Gambling visuals are everywhere in digital design. Not just on casino sites. You see them in game UIs, promo banners, social posts, and even finance or “risk” metaphors.
Designers like these assets for one reason: they communicate fast. A chip signals value. A die signals chance. A card signals a game. You don’t need a paragraph to explain the mood.
PNG files matter here because they come with transparent backgrounds. That makes them easy to drop onto any layout, any color, any hero image. It’s like having stickers that blend into the page without a white box around them.
In this article, we’ll break down the most used gambling-themed PNG types and why designers reach for each one in real projects.
Casino Chips And Tokens: The Universal Symbol Of Value
Casino chips are the most used gambling PNG assets. Designers reach for them because they mean money without showing money.

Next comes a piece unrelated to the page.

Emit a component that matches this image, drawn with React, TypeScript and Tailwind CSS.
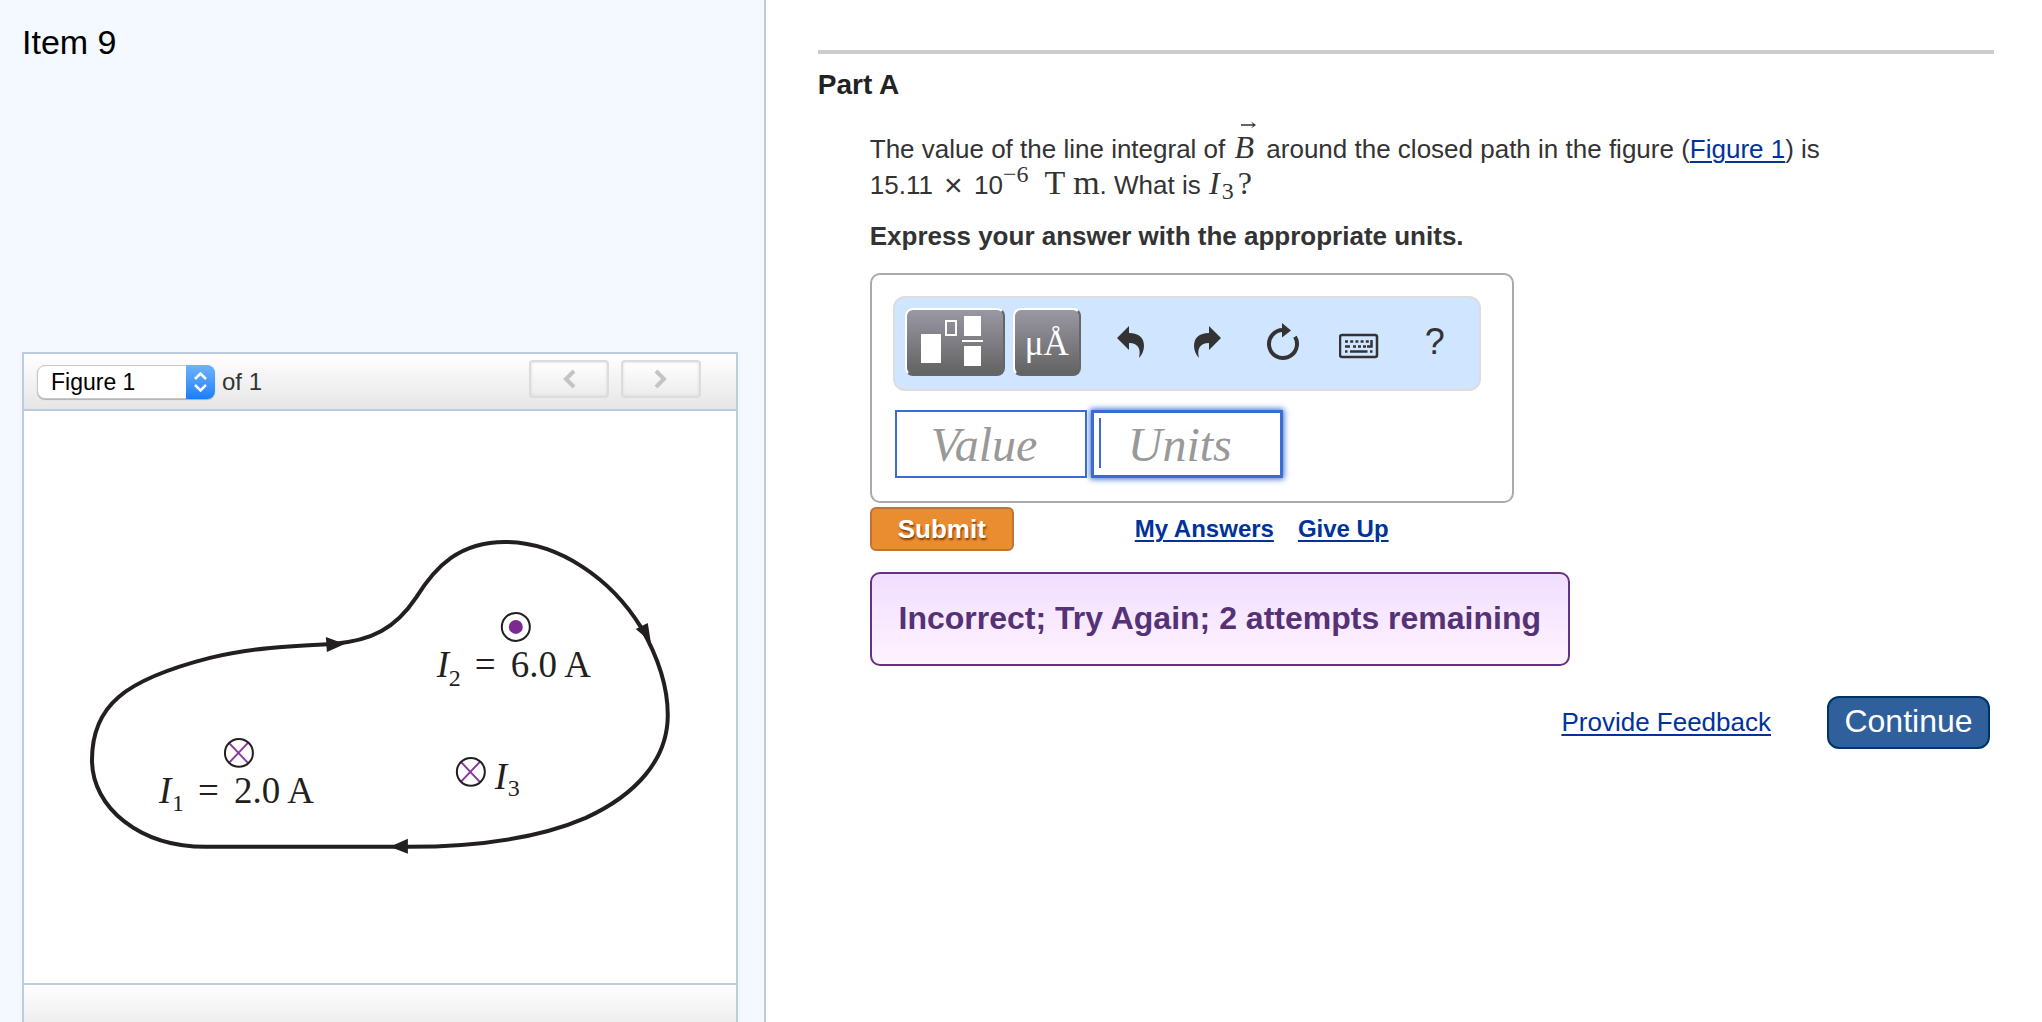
import { useState } from 'react';
import type { ReactNode } from 'react';

const linkClass = 'text-[#003399] underline decoration-2 underline-offset-3';

function PagerButton({ label, d }: { label: string; d: string }) {
  return (
    <button
      type="button"
      aria-label={label}
      className="flex h-[38px] w-20 items-center justify-center rounded-[4px] border-2 border-[#dcdcdc] bg-gradient-to-b from-white to-[#ececec] shadow-[inset_0_0_3px_#d8d8d8]"
    >
      <svg width="14" height="20" viewBox="0 0 14 20" fill="none" stroke="#c4c4c4" strokeWidth="4">
        <path d={d} />
      </svg>
    </button>
  );
}

function FigureDiagram() {
  return (
    <svg viewBox="24 411 712 572" className="block w-full" fontFamily="'Liberation Serif', serif" fontSize="37" fill="#231f20">
      <path
        d="M206 847 C140 847 92 808 92 760 C92 706 124 680 210 658 C250 648 290 646 333 644 C372 641 396 628 416 598 C436 566 460 542 505 542 C560 542 612 580 641 627 C656 653 668 684 668 715 C668 760 636 795 586 818 C535 840 470 847 408 847 Z"
        fill="none"
        stroke="#231f20"
        strokeWidth="4"
      />
      <path d="M326 637 L345 644 L327 652 Z" />
      <path d="M636 629 L648 623 L651 642 Z" />
      <path d="M408 839 L390 847 L408 854 Z" />

      <circle cx="516" cy="627" r="14" fill="none" stroke="#231f20" strokeWidth="2" />
      <circle cx="516" cy="627" r="7" fill="#7d2a90" />

      <g fill="none" strokeWidth="2">
        <path d="M229 743 L248 763 M248 743 L229 763" stroke="#8a3a9c" />
        <circle cx="239" cy="753" r="14" stroke="#231f20" />
        <path d="M461 762 L480 782 M480 762 L461 782" stroke="#8a3a9c" />
        <circle cx="471" cy="772" r="14" stroke="#231f20" />
      </g>

      <text x="159" y="803" fontStyle="italic">I</text>
      <text x="172" y="811" fontSize="24">1</text>
      <text x="198" y="803">=</text>
      <text x="234" y="803">2.0 A</text>
      <text x="437" y="677" fontStyle="italic">I</text>
      <text x="449" y="686" fontSize="24">2</text>
      <text x="475" y="677">=</text>
      <text x="511" y="677">6.0 A</text>
      <text x="495" y="789" fontStyle="italic">I</text>
      <text x="508" y="796" fontSize="24">3</text>
    </svg>
  );
}

function FigurePanel() {
  const [figure, setFigure] = useState('1');

  return (
    <div className="mr-[26px] ml-[22px] flex flex-1 flex-col border-x-2 border-t-2 border-[#bccbdd] bg-white">
      <div className="flex h-[57px] shrink-0 items-start justify-between border-b-2 border-[#bccbdd] bg-gradient-to-b from-white to-[#e6e6e6] pr-[35px] pl-[13px]">
        <div className="mt-[11px] flex items-center gap-[7px]">
          <div className="relative">
            <select
              aria-label="Figure"
              value={figure}
              onChange={(e) => setFigure(e.target.value)}
              className="block h-[34px] w-[178px] appearance-none rounded-lg border border-[#c8c8c8] bg-white pl-[13px] text-[23px] leading-8 text-black shadow-[0_1px_1px_#b0b0b0]"
            >
              <option value="1">Figure 1</option>
            </select>
            <span className="pointer-events-none absolute inset-y-0 right-0 flex w-[29px] items-center justify-center rounded-r-lg bg-gradient-to-b from-[#6db3fa] to-[#157efb]">
              <svg width="15" height="20" viewBox="0 0 15 20" fill="none" stroke="white" strokeWidth="2.5">
                <path d="M2 7 L7.5 1.5 L13 7 M2 13 L7.5 18.5 L13 13" />
              </svg>
            </span>
          </div>
          <span className="text-2xl leading-8 text-[#333]">of 1</span>
        </div>
        <div className="mt-[6px] flex gap-3">
          <PagerButton label="Previous figure" d="M12 2 L4 10 L12 18" />
          <PagerButton label="Next figure" d="M2 2 L10 10 L2 18" />
        </div>
      </div>
      <FigureDiagram />
      <div className="min-h-[37px] flex-1 border-t-2 border-[#bccbdd] bg-gradient-to-b from-white to-[#eee]" />
    </div>
  );
}

function KeyButton({ label, className, children }: { label: string; className: string; children: ReactNode }) {
  return (
    <button
      type="button"
      aria-label={label}
      className={`flex h-[68px] shrink-0 items-center justify-center rounded-lg border-2 border-t-white border-r-[#666] border-b-[#666] border-l-white bg-gradient-to-b from-[#9a98a3] to-[#636363] ${className}`}
    >
      {children}
    </button>
  );
}

function ToolButton({ label, children }: { label: string; children: ReactNode }) {
  return (
    <button type="button" aria-label={label} className="flex h-[68px] w-[76px] items-center justify-center text-[#333]">
      {children}
    </button>
  );
}

function MathToolbar() {
  return (
    <div className="flex h-[95px] items-start rounded-xl border-2 border-[#ddd] bg-[#d0e5ff] pt-[10px] pl-[10px]">
      <KeyButton label="Templates" className="mr-2 w-[100px]">
        <svg width="96" height="64" viewBox="907 310 96 64" fill="white">
          <rect x="921" y="334" width="20" height="29" />
          <rect x="946" y="321" width="10" height="14" fill="none" stroke="white" strokeWidth="2" />
          <rect x="964" y="316" width="17" height="20" />
          <rect x="962" y="340" width="21" height="2" />
          <rect x="964" y="346" width="17" height="20" />
        </svg>
      </KeyButton>
      <KeyButton label="Units" className="mr-3 w-[68px] pt-1 font-[Liberation_Serif,serif] text-[35px] text-white">
        μÅ
      </KeyButton>
      <ToolButton label="Undo">
        <svg width="28" height="32" viewBox="0 0 28 32" fill="currentColor">
          <path d="M0 12 L12 0 V7 C22 7 27 12 27 20 C27 24 25 29 22 32 C24 24 22 17 12 17 V24 Z" />
        </svg>
      </ToolButton>
      <ToolButton label="Redo">
        <svg width="28" height="32" viewBox="0 0 28 32" fill="currentColor">
          <path d="M28 12 L16 0 V7 C6 7 1 12 1 20 C1 24 3 29 6 32 C4 24 6 17 16 17 V24 Z" />
        </svg>
      </ToolButton>
      <ToolButton label="Reset">
        <svg width="34" height="38" viewBox="0 0 34 38">
          <path d="M29 13.8 A14 14 0 1 1 17 7" fill="none" stroke="currentColor" strokeWidth="4" />
          <path d="M16 0 L25 7.5 L16 14.5 Z" fill="currentColor" />
        </svg>
      </ToolButton>
      <ToolButton label="Keyboard">
        <svg width="40" height="26" viewBox="0 0 40 26" className="mt-2" fill="none" stroke="currentColor" strokeWidth="2.5">
          <rect x="1" y="2" width="37" height="22" rx="2" />
          <path d="M6 8.5 H30" strokeDasharray="3 2.2" />
          <path d="M6 13.5 H11 M14 13.5 H17 M19 13.5 H22 M24 13.5 H27" />
          <path d="M32.5 7 V13.5 H28" />
          <path d="M6 18.5 H8.5 M11 18.5 H28.5 M31 18.5 H33.5" />
        </svg>
      </ToolButton>
      <ToolButton label="Help">
        <span className="text-4xl">?</span>
      </ToolButton>
    </div>
  );
}

function AnswerBox() {
  const field =
    'h-[68px] w-48 bg-white pl-[34px] font-[Liberation_Serif,serif] text-5xl italic outline-none placeholder:text-[#999]';

  return (
    <div className="w-[644px] rounded-[10px] border-2 border-[#aaa] pt-[21px] pr-[31px] pb-[23px] pl-[21px]">
      <MathToolbar />
      <div className="mt-[19px] ml-[2px] flex gap-1">
        <input type="text" aria-label="Value" placeholder="Value" className={`${field} border-2 border-[#3a6cd2]`} />
        <div className="relative">
          <input
            type="text"
            aria-label="Units"
            placeholder="Units"
            className={`${field} border-[3px] border-[#3a6cd2] shadow-[0_0_6px_1px_#3a6cd2]`}
          />
          <span className="absolute top-2 left-2 h-[50px] w-[2px] bg-[#3a6cd2]" />
        </div>
      </div>
    </div>
  );
}

function VectorB() {
  return (
    <span className="relative mr-[5px] ml-[2px] font-[Liberation_Serif,serif] text-[32px] italic leading-0">
      B
      <svg width="16" height="8" viewBox="0 0 16 8" className="absolute -top-2 left-[6px]" fill="#333">
        <path d="M0 3.2 H12 L10 0.5 L15 4 L10 7.5 L12 4.8 H0 Z" />
      </svg>
    </span>
  );
}

function PartA() {
  return (
    <section className="border-t-4 border-[#ccc]">
      <h2 className="mt-[15px] text-[28px] leading-8 font-bold text-[#222]">Part A</h2>
      <div className="ml-[52px] text-[#333]">
        <p className="mt-[30px] text-[26px] leading-9">
          The value of the line integral of <VectorB /> around the closed path in the figure (
          <a href="#figure" className={linkClass}>Figure 1</a>) is
          <br />
          15.11 <span className="mx-1 align-[-2px] text-[32px] leading-0">×</span> 10
          <span className="align-[12px] text-2xl leading-0 font-[Liberation_Serif,serif]">−6</span>
          <span className="ml-4 text-[34px] leading-0 font-[Liberation_Serif,serif]">T m</span>. What is{' '}
          <span className="font-[Liberation_Serif,serif] text-[32px] leading-0">
            <i className="mr-[2px] ml-px">I</i>
            <span className="mr-1 align-[-5px] text-2xl leading-0">3</span>?
          </span>
        </p>
        <p className="mt-[15px] mb-[19px] text-[26px] leading-9 font-bold">Express your answer with the appropriate units.</p>

        <AnswerBox />

        <div className="mt-1 flex items-center">
          <button
            type="button"
            className="h-11 w-36 rounded-[6px] border-2 border-[#c07238] bg-[#ea8c30] text-[26px] leading-9 font-bold text-white [text-shadow:1px_2px_2px_#8a3c00]"
          >
            Submit
          </button>
          <a href="#answers" className={`${linkClass} ml-[121px] text-2xl font-bold`}>My Answers</a>
          <a href="#give-up" className={`${linkClass} ml-6 text-2xl font-bold`}>Give Up</a>
        </div>

        <div
          role="status"
          className="mt-[21px] w-[700px] rounded-[10px] border-2 border-[#663082] bg-gradient-to-b from-[#f1deff] to-[#fff3ff] pt-[22px] pb-6 text-center text-[32px] leading-[44px] font-bold whitespace-nowrap text-[#553176]"
        >
          Incorrect; Try Again; 2 attempts remaining
        </div>
      </div>
    </section>
  );
}

export default function App() {
  return (
    <div className="flex min-h-screen bg-white font-[Liberation_Sans,Arial,sans-serif]">
      <aside className="flex w-3/8 shrink-0 flex-col border-r-2 border-[#bccbdd] bg-[#f4f8ff]">
        <h1 className="mt-[22px] mb-[290px] ml-[22px] text-[34px] leading-10 text-black">Item 9</h1>
        <FigurePanel />
      </aside>
      <main className="min-w-0 flex-1 pt-[50px] pr-12 pl-[52px]">
        <PartA />
        <div className="mt-[30px] flex items-center justify-end">
          <a href="#feedback" className={`${linkClass} mr-14 text-[26px]`}>Provide Feedback</a>
          <button
            type="button"
            className="mr-1 h-[53px] w-[163px] rounded-xl border-2 border-[#003366] bg-[#30609b] pb-1 text-[32px] leading-10 text-white"
          >
            Continue
          </button>
        </div>
      </main>
    </div>
  );
}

A chip suggests value, stakes, and exchange. It feels cleaner than cash. It also avoids currency issues in global designs. One chip works everywhere.
Transparent chip PNGs layer well. They stack. They overlap. They sit on buttons, headers, and cards without fighting the background. This makes them perfect for UI highlights and callouts.

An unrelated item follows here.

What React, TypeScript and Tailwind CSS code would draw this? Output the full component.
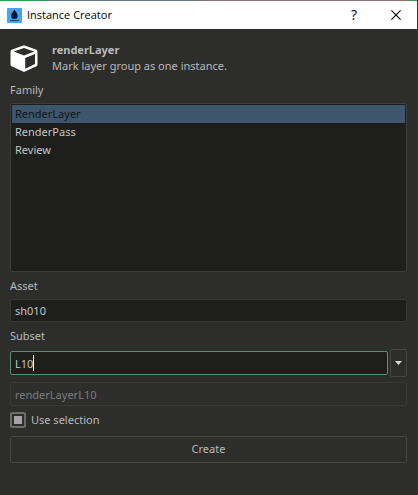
import { useState } from "react";

function AppIcon() {
  return (
    <svg className="size-[15px] shrink-0" viewBox="0 0 15 15" aria-hidden="true">
      <rect width="15" height="15" rx="1" fill="#4aa3ee" />
      <path d="M7.4 1.6C6.6 3.4 4.2 5 4.2 7.8c0 1.3.5 2.3 1.3 3h3.8c.8-.7 1.3-1.7 1.3-3C10.6 5 8.2 3.4 7.4 1.6z" fill="#0b1622" />
      <path d="M3 12.5h9" stroke="#17456f" strokeWidth="1" />
    </svg>
  );
}

function CubeIcon() {
  return (
    <svg className="h-[27px] w-7 shrink-0" viewBox="0 0 28 27" aria-hidden="true">
      <path
        fillRule="evenodd"
        d="M14 .3 26.4 4.7Q27.5 5.2 27.5 6.4V19.6Q27.5 20.7 26.5 21.3L15 26.6Q14 27 13 26.6L1.5 21.3Q.5 20.7.5 19.6V6.4Q.5 5.2 1.6 4.7ZM14 3 3.8 6.4 14 10.5 24.2 6.4ZM15.2 13V23.7L25 19.1V9Z"
        fill="#fff"
      />
    </svg>
  );
}

const field =
  "block w-full min-w-0 rounded-xs border px-1 text-[11px] outline-none";

export default function App() {
  const [family, setFamily] = useState("RenderLayer");
  const [asset, setAsset] = useState("sh010");
  const [subset, setSubset] = useState("L10");

  return (
    <div className="flex min-h-screen flex-col border-r border-[#3a3637] bg-[#2d2d2b] font-['Noto_Sans','Open_Sans',sans-serif] text-[11px] text-[#b9babb]">
      <div className="flex h-px">
        <div className="w-11 bg-[#2f9e49]" />
        <div className="flex-1 bg-[#66757f]" />
        <div className="w-1/2 bg-[#8c7378]" />
        <div className="w-2 bg-[#2f9e49]" />
      </div>
      <header className="flex h-7 items-center bg-white pl-[7px] text-black">
        <AppIcon />
        <h1 className="ml-[5px] flex-1 font-['Open_Sans',sans-serif]">Instance Creator</h1>
        <button type="button" aria-label="Help" className="flex h-7 w-[42px] items-center justify-center font-['Open_Sans',sans-serif] text-sm">
          ?
        </button>
        <button type="button" aria-label="Close" className="flex h-7 w-[42px] items-center justify-center">
          <svg className="size-[10px]" viewBox="0 0 10 10" aria-hidden="true">
            <path d="M.4.4 9.6 9.6M9.6.4.4 9.6" stroke="#000" strokeWidth="1.1" />
          </svg>
        </button>
      </header>

      <main className="flex flex-col px-[10px] pt-3">
        <div className="flex items-center gap-[14px] pt-px">
          <CubeIcon />
          <div className="leading-4">
            <h2 className="font-bold">renderLayer</h2>
            <p>Mark layer group as one instance.</p>
          </div>
        </div>

        <label htmlFor="family" className="mt-[7px] leading-[18px]">Family</label>
        <select
          id="family"
          size={9}
          value={family}
          onChange={(e) => setFamily(e.target.value)}
          className="mt-1 block h-[169px] w-full appearance-none overflow-hidden rounded-xs border border-[#3b3d3e] bg-[#1e1e1c] p-px text-[11px] text-[#c4c5c6] outline-none"
        >
          {["RenderLayer", "RenderPass", "Review"].map((name) => (
            <option
              key={name}
              className="h-[18px] min-h-[18px] px-[3px] pt-px pb-0 leading-[18px] checked:bg-[#3d566d] checked:bg-linear-to-r checked:from-[#3d566d] checked:to-[#3d566d] checked:text-[#10151b]"
            >
              {name}
            </option>
          ))}
        </select>

        <label htmlFor="asset" className="mt-[5px] leading-[18px]">Asset</label>
        <input
          id="asset"
          value={asset}
          onChange={(e) => setAsset(e.target.value)}
          className={`${field} mt-1 h-[23px] border-[#373839] bg-[#1e1e1c] text-[#c4c5c6]`}
        />

        <label htmlFor="subset" className="mt-[5px] leading-[18px]">Subset</label>
        <div className="mt-1 flex items-center gap-[2px]">
          <div className="relative min-w-0 flex-1">
            <input
              id="subset"
              value={subset}
              onChange={(e) => setSubset(e.target.value)}
              className={`${field} h-6 border-[#5f8a78] bg-[#1e1e1c] text-[#c4c5c6] caret-transparent`}
            />
            <span className="absolute top-1 left-[23px] h-4 w-px bg-white" />
          </div>
          <button
            type="button"
            aria-label="Choose subset"
            className="flex h-7 w-[17px] items-center justify-center rounded-xs border border-[#434546]"
          >
            <svg className="h-1 w-[7px]" viewBox="0 0 7 4" aria-hidden="true">
              <path d="M0 0h7L3.5 4z" fill="#d5d6d7" />
            </svg>
          </button>
        </div>
        <input
          aria-label="Result name"
          value="renderLayerL10"
          disabled
          className={`${field} mt-[5px] h-6 border-[#383939] bg-[#2d2d2b] text-[#7c7d7e]`}
        />

        <label className="mt-[5px] flex items-center gap-[5px] leading-[18px]">
          <input
            type="checkbox"
            defaultChecked
            className="size-4 appearance-none rounded-xs border-2 border-[#6c6c6d] bg-[#2d2d2b] bg-clip-content p-[2px] checked:bg-[#a8a2a6]"
          />
          Use selection
        </label>
        <button type="button" className="mt-[7px] h-[27px] w-full rounded-xs border border-[#434546]">
          Create
        </button>
      </main>
    </div>
  );
}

Designers often use chips to frame offers, bonuses, or featured sections. Even when the product is not a casino, the chip signals “something is at stake.”
You see this pattern across betting and gaming layouts, including interfaces inspired by platforms like parimatch casino games, where chips guide the eye toward key actions without heavy text.
When used lightly, chip PNGs add focus. When overused, they clutter. Good designers treat them like seasoning, not the meal.
Playing Cards: Clean Shapes That Signal Strategy
Playing cards work because they are simple and flexible.
A single card PNG can stand alone as an icon. A fan of cards can fill space without feeling heavy. The shapes are familiar, so users understand them at a glance.
Designers use card PNGs to suggest choice, strategy, and comparison. This fits dashboards, onboarding screens, and feature lists. One card can mark an option. Two cards can imply a decision.
Transparent card PNGs also scale well. They stay sharp at small sizes and readable at large ones. That makes them useful across web and app breakpoints.
Color matters here. Red and black feel classic. Gold accents feel premium. Flat cards feel modern. The style should match the product tone, not fight it.
Used well, card PNGs guide thinking without words. They say “play smart” instead of “play now.”
Dice And Randomness Icons: Visual Shortcuts For Chance
Dice PNGs communicate uncertainty in one glance.
A cube with dots tells users that outcomes vary. There is no promise. There is movement. Designers use this when they want to frame a feature as dynamic or unpredictable.
Transparent dice PNGs work well in badges, tooltips, and background accents. One die suggests risk. Two dice suggest escalation. Motion lines add energy without animation.
These icons also travel beyond gambling. You see them in A/B testing pages, game menus, and “surprise me” buttons. The meaning stays intact.
The key is restraint. Dice should support a message, not replace it. When the goal is clarity, a single die beats a pile.
Roulette Wheels And Slot Elements: Framing Motion And Excitement
Roulette wheels and slot symbols add movement, even when static.
A roulette wheel PNG suggests rotation. The eye expects motion. Designers use it to frame action areas, hero sections, or countdown blocks. It creates tension without animation.
Slot elements—reels, symbols, win lines—work as modular parts. One cherry or bar icon can act as a badge. A short reel strip can anchor a promo card.
Transparency matters here. These assets often sit over gradients or photos. A clean cutout keeps edges sharp and avoids visual noise.
Use these elements to imply energy, not urgency. They should invite attention, not pressure it.
Use Gambling PNGs As Signals, Not Decorations
Gambling-themed PNG images work because they speak a clear visual language.
Chips signal value. Cards suggest choice. Dice imply chance. Wheels add motion. Each element carries meaning before a single word appears.
Good designers use these assets with intent. They place them where meaning matters. They scale them cleanly. They let space do part of the work.
When used as signals, not decoration, gambling PNGs sharpen communication and improve flow.
That is why they remain popular across web and app projects.